Sometimes even though you recognize a behavior that isn’t serving you and you also realize how very much it is hurting you, you still feel compelled to engage in it. Usually this is because your behavior is linked to a limiting assumption or belief. Just as we can engage in behaviors that do not serve us, we can also engage in ways of thinking that are equally hurtful. Action follows thought and assumptions are thoughts that are like the strings on puppets, controlling their every move. When these assumptions are unexamined, they propel us to engage in actions without thinking.

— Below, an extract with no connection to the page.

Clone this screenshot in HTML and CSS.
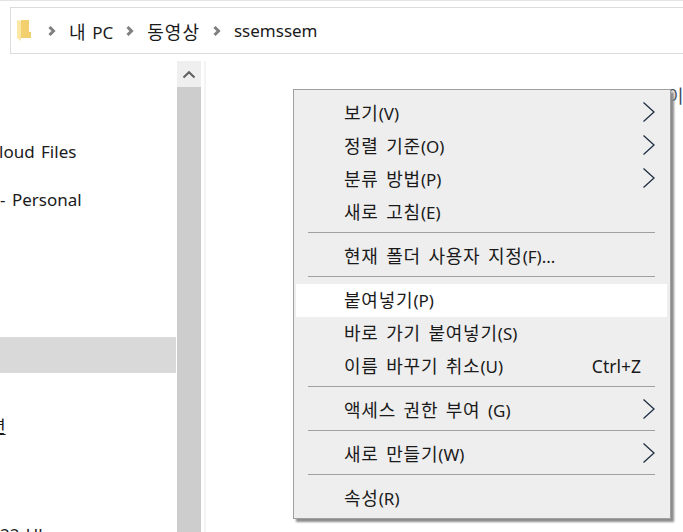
FILE: index.html
```html
<!DOCTYPE html>
<html lang="ko">
<head>
    <meta charset="UTF-8">
    <title>ssemssem</title>
    <link rel="stylesheet" href="styles.css">
</head>
<body>
    <div class="window">
        <div class="addressbar">
            <svg class="foldericon" width="14" height="21" viewBox="0 0 14 21">
                <path d="M4 0H12V12H14V18H4Z" fill="#f3d06e"/>
                <path d="M0 0L4 1V21L0 18Z" fill="#fbe8a6"/>
            </svg>
            <svg class="crumbsep" width="8" height="10" viewBox="0 0 8 10"><path d="M1.500 1L5.500 5L1.500 9" fill="none" stroke="#808080" stroke-width="3"/></svg>
            <span class="crumb">내 <span class="key">PC</span></span>
            <svg class="crumbsep" width="8" height="10" viewBox="0 0 8 10"><path d="M1.500 1L5.500 5L1.500 9" fill="none" stroke="#808080" stroke-width="3"/></svg>
            <span class="crumb">동영상</span>
            <svg class="crumbsep" width="8" height="10" viewBox="0 0 8 10"><path d="M1.500 1L5.500 5L1.500 9" fill="none" stroke="#808080" stroke-width="3"/></svg>
            <span class="crumb key">ssemssem</span>
        </div>
        <div class="main">
            <div class="nav">
                <div class="navitem first">loud Files</div>
                <div class="navitem">- Personal</div>
                <div class="navitem selected"></div>
                <div class="navitem under">년</div>
                <div class="navitem">22 Uh</div>
            </div>
            <div class="scrollbar">
                <div class="scrollup">
                    <svg width="14" height="9" viewBox="0 0 14 9"><path d="M1.500 7.500L7 2.200L12.500 7.500" fill="none" stroke="#606060" stroke-width="2"/></svg>
                </div>
                <div class="scrollthumb"></div>
            </div>
            <div class="content">
                <span class="peek">이</span>
                <div class="menu">
                    <div class="item">보기<span class="key">(V)</span><svg class="arrow" width="12" height="20" viewBox="0 0 12 20"><path d="M0.500 0.500L11 10L0.500 19.500" fill="none" stroke="#1f2f44" stroke-width="1.300"/></svg></div>
                    <div class="item">정렬 기준<span class="key">(O)</span><svg class="arrow" width="12" height="20" viewBox="0 0 12 20"><path d="M0.500 0.500L11 10L0.500 19.500" fill="none" stroke="#1f2f44" stroke-width="1.300"/></svg></div>
                    <div class="item">분류 방법<span class="key">(P)</span><svg class="arrow" width="12" height="20" viewBox="0 0 12 20"><path d="M0.500 0.500L11 10L0.500 19.500" fill="none" stroke="#1f2f44" stroke-width="1.300"/></svg></div>
                    <div class="item">새로 고침<span class="key">(E)</span></div>
                    <div class="sep"></div>
                    <div class="item">현재 폴더 사용자 지정<span class="key">(F)...</span></div>
                    <div class="sep"></div>
                    <div class="item hot">붙여넣기<span class="key">(P)</span></div>
                    <div class="item">바로 가기 붙여넣기<span class="key">(S)</span></div>
                    <div class="item">이름 바꾸기 취소<span class="key">(U)</span><span class="shortcut">Ctrl+Z</span></div>
                    <div class="sep"></div>
                    <div class="item">액세스 권한 부여 <span class="key">(G)</span><svg class="arrow" width="12" height="20" viewBox="0 0 12 20"><path d="M0.500 0.500L11 10L0.500 19.500" fill="none" stroke="#1f2f44" stroke-width="1.300"/></svg></div>
                    <div class="sep"></div>
                    <div class="item">새로 만들기<span class="key">(W)</span><svg class="arrow" width="12" height="20" viewBox="0 0 12 20"><path d="M0.500 0.500L11 10L0.500 19.500" fill="none" stroke="#1f2f44" stroke-width="1.300"/></svg></div>
                    <div class="sep"></div>
                    <div class="item">속성<span class="key">(R)</span></div>
                </div>
            </div>
        </div>
    </div>
</body>
</html>
```

FILE: styles.css
```css
*{
    margin: 0;
    padding: 0;
    box-sizing: border-box;
}
body{
    width: 683px;
    height: 532px;
    overflow: hidden;
    background: #fff;
    color: #1a1a1a;
    font-family: "Noto Sans", "Noto Sans CJK KR", sans-serif;
    font-size: 17px;
    word-spacing: 2px;
}
.window{
    height: 532px;
    padding-top: 1px;
    display: flex;
    flex-direction: column;
    border-top: 1px solid #e3e3e3;
}
.addressbar{
    height: 47px;
    margin: 5px 0 7px 10px;
    border: 1px solid #dcdcdc;
    border-right: none;
    display: flex;
    align-items: center;
    padding-left: 6px;
}
.foldericon{
    flex: none;
}
.crumb{
    font-size: 18px;
    letter-spacing: 1px;
    word-spacing: 0;
}
.key, .crumb.key{
    font-size: 17px;
    letter-spacing: 0;
}
.crumbsep{
    flex: none;
    margin: 0 13px 0 13px;
}
.foldericon + .crumbsep{
    margin-left: 17px;
}
.main{
    flex: 1;
    display: flex;
    min-height: 0;
}
.nav{
    width: 177px;
    overflow: hidden;
}
.navitem{
    height: 36px;
    line-height: 36px;
    white-space: nowrap;
    margin-right: 1px;
    margin-bottom: 12px;
}
.navitem.first{
    margin-top: 73px;
    margin-left: -1px;
}
.navitem.selected{
    background: #d9d9d9;
    margin-top: 119px;
    margin-bottom: 36px;
}
.navitem.under{
    margin-left: -10px;
    text-decoration: underline;
    margin-bottom: 72px;
}
.scrollbar{
    width: 24px;
    display: flex;
    flex-direction: column;
}
.scrollup{
    height: 26px;
    background: #efefef;
    display: flex;
    align-items: center;
    justify-content: center;
}
.scrollthumb{
    flex: 1;
    background: #cdcdcd;
}
.content{
    flex: 1;
    position: relative;
    margin-left: 3px;
    border-left: 2px solid #f4f4f4;
}
.peek{
    position: absolute;
    left: 461px;
    top: 25px;
    line-height: 20px;
    font-size: 18px;
    color: #44505c;
}
.menu{
    position: absolute;
    left: 87px;
    top: 28px;
    width: 378px;
    height: 430px;
    padding-top: 7px;
    background: #eeeeee;
    border: 1px solid #a0a0a0;
    box-shadow: 3px 3px 2px #8c8c8c;
    font-size: 18px;
    letter-spacing: 0.800px;
    word-spacing: 2px;
}
.item{
    position: relative;
    height: 33px;
    line-height: 33px;
    margin: 0 3px 0 2px;
    padding-left: 48px;
    white-space: nowrap;
}
.item.hot{
    background: #fff;
}
.arrow{
    position: absolute;
    right: 12px;
    top: 5px;
}
.shortcut{
    position: absolute;
    right: 26px;
    font-size: 17.500px;
    letter-spacing: 0;
}
.sep{
    height: 1px;
    margin: 3px 15px 7px 14px;
    background: #a0a0a0;
}
```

When you examine the assumptions that are linked to a behavior you are trying to change, you may find that though the assumptions are very compelling, they are not very logical and in some cases may be downright erroneous. An assumption underneath an explosion of anger might be something like, “If I don’t get the upper hand here, I’m going to get run over.” An assumption that keeps people from taking bold action could be something like “I don’t have what it takes to do what I really want to do,” or “If I try and fail I’ll be worse off than I am now.”

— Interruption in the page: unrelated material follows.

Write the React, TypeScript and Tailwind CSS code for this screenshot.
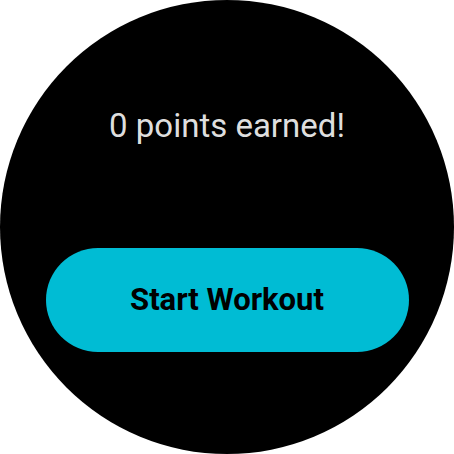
export default function App() {
  return (
    <div className="h-[454px] w-[454px] bg-white">
      <div
        className="flex h-full w-full flex-col items-center rounded-full bg-black"
        style={{ fontFamily: "Roboto, 'Liberation Sans', sans-serif" }}
      >
        <p className="mt-[106px] text-[33px] leading-[40px] text-[#dedede]">0 points earned!</p>
        <button className="mt-[102px] h-[104px] w-[363px] rounded-full bg-[#00bcd4] text-[31px] font-bold text-black">
          Start Workout
        </button>
      </div>
    </div>
  );
}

What most of us don’t realize is that assumptions like these tend to get us into more trouble than they prevent. They also have us acting in ways that reinforce the assumption. In the first case, acting out of a desire to keep from being run over often leads people to run over others and be blinded to constructive alternatives that don’t have them going to extremes. As a result, others respond in ways that are equally aggressive, thus confirming the belief that they have to look out for themselves above all else.
In the second case, if you assume that you aren’t capable of doing what you really want to do, you’ll act with hesitation (if at all), and your wavering will keep you from doing the work you are truly capable of or cause you to make things much harder than they need to be. You may look to your lack of results as confirmation that your assumption was correct, but the real problem is the impact the assumption itself had on your ability to act with confidence.

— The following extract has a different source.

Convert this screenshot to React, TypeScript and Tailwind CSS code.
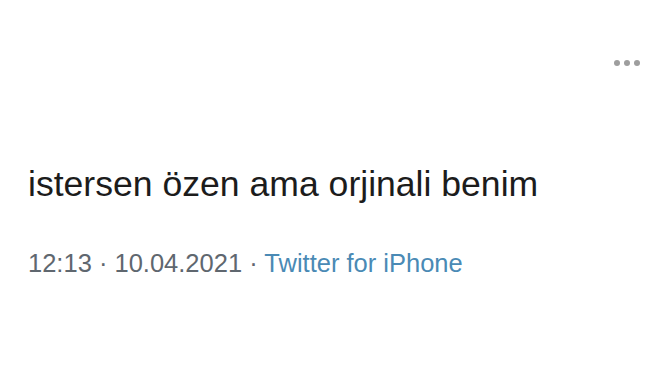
export default function App() {
  return (
    <div className="w-[672px] h-[378px] bg-white relative overflow-hidden" style={{ fontFamily: '"Liberation Sans", Arial, sans-serif' }}>
      <div className="absolute left-[614px] top-[60px] flex gap-[4px]">
        <span className="w-[6px] h-[6px] rounded-full bg-[#9e9e9e]" />
        <span className="w-[6px] h-[6px] rounded-full bg-[#9e9e9e]" />
        <span className="w-[6px] h-[6px] rounded-full bg-[#9e9e9e]" />
      </div>
      <div className="pl-[28px] pt-[164px] flex flex-col">
        <p className="text-[35.6px] leading-[40px] text-[#1c1c1c]">istersen özen ama orjinali benim</p>
        <p className="mt-[44px] text-[25.5px] leading-[30px] text-[#5f676f]">
          12:13 · 10.04.2021 · <span className="text-[#4a8ab5]">Twitter for iPhone</span>
        </p>
      </div>
    </div>
  );
}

Identifying these assumptions can be tricky because they often are so engrained that we don’t even realize they are operating. But if you stop to reflect on what it is you are believing about the situation, yourself or others you can begin to become aware of them. Here are some questions that can help shed light on the thinking that could be sabotaging your best efforts:
– What am I believing right now about the situation, myself, or others?
– Is it really true? Can I be absolutely, positively sure that it is true?
– When I believe that thought, how do I tend to act? How do I feel? Is it working for me?
– Who would I be and what could I do without that thought?
– What can I believe that is more true than what I used to believe and will also help me do what I really want to do?